→ SET EXERCISE: Type out the data exactly as given. Skip any image.

::::::::

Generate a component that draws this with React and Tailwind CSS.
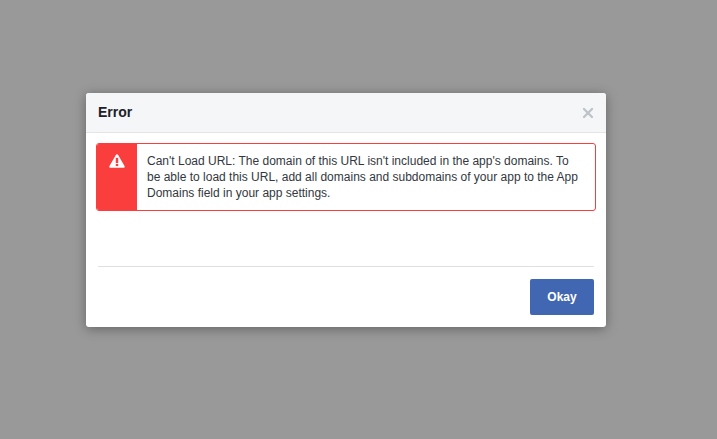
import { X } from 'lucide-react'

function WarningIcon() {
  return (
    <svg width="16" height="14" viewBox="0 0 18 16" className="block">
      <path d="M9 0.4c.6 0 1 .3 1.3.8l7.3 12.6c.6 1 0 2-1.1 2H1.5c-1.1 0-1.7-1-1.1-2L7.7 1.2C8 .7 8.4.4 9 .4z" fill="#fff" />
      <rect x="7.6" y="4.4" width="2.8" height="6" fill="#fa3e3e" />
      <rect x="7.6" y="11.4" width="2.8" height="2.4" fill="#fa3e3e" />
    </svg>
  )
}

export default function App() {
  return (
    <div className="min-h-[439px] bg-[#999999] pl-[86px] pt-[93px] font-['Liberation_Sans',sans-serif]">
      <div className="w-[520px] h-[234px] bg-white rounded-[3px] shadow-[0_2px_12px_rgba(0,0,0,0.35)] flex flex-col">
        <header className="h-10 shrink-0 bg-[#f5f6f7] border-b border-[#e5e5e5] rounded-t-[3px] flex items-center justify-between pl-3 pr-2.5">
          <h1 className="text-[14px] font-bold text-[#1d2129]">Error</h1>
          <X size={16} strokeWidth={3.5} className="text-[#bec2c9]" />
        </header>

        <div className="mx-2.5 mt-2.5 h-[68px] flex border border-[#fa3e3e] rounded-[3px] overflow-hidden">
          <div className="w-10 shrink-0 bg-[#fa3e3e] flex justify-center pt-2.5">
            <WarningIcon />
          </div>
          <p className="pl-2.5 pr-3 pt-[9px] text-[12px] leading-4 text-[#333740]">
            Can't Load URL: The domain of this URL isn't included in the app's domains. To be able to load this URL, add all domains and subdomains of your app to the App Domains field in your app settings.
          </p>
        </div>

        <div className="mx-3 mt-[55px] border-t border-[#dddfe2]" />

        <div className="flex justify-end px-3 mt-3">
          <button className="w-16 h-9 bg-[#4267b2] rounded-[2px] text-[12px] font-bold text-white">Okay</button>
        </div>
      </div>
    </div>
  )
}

::::::::

→ ANSWER BELOW:
Generate a component that draws this with React and Tailwind CSS.
import { X } from 'lucide-react'

function WarningIcon() {
  return (
    <svg width="16" height="14" viewBox="0 0 18 16" className="block">
      <path d="M9 0.4c.6 0 1 .3 1.3.8l7.3 12.6c.6 1 0 2-1.1 2H1.5c-1.1 0-1.7-1-1.1-2L7.7 1.2C8 .7 8.4.4 9 .4z" fill="#fff" />
      <rect x="7.6" y="4.4" width="2.8" height="6" fill="#fa3e3e" />
      <rect x="7.6" y="11.4" width="2.8" height="2.4" fill="#fa3e3e" />
    </svg>
  )
}

export default function App() {
  return (
    <div className="min-h-[439px] bg-[#999999] pl-[86px] pt-[93px] font-['Liberation_Sans',sans-serif]">
      <div className="w-[520px] h-[234px] bg-white rounded-[3px] shadow-[0_2px_12px_rgba(0,0,0,0.35)] flex flex-col">
        <header className="h-10 shrink-0 bg-[#f5f6f7] border-b border-[#e5e5e5] rounded-t-[3px] flex items-center justify-between pl-3 pr-2.5">
          <h1 className="text-[14px] font-bold text-[#1d2129]">Error</h1>
          <X size={16} strokeWidth={3.5} className="text-[#bec2c9]" />
        </header>

        <div className="mx-2.5 mt-2.5 h-[68px] flex border border-[#fa3e3e] rounded-[3px] overflow-hidden">
          <div className="w-10 shrink-0 bg-[#fa3e3e] flex justify-center pt-2.5">
            <WarningIcon />
          </div>
          <p className="pl-2.5 pr-3 pt-[9px] text-[12px] leading-4 text-[#333740]">
            Can't Load URL: The domain of this URL isn't included in the app's domains. To be able to load this URL, add all domains and subdomains of your app to the App Domains field in your app settings.
          </p>
        </div>

        <div className="mx-3 mt-[55px] border-t border-[#dddfe2]" />

        <div className="flex justify-end px-3 mt-3">
          <button className="w-16 h-9 bg-[#4267b2] rounded-[2px] text-[12px] font-bold text-white">Okay</button>
        </div>
      </div>
    </div>
  )
}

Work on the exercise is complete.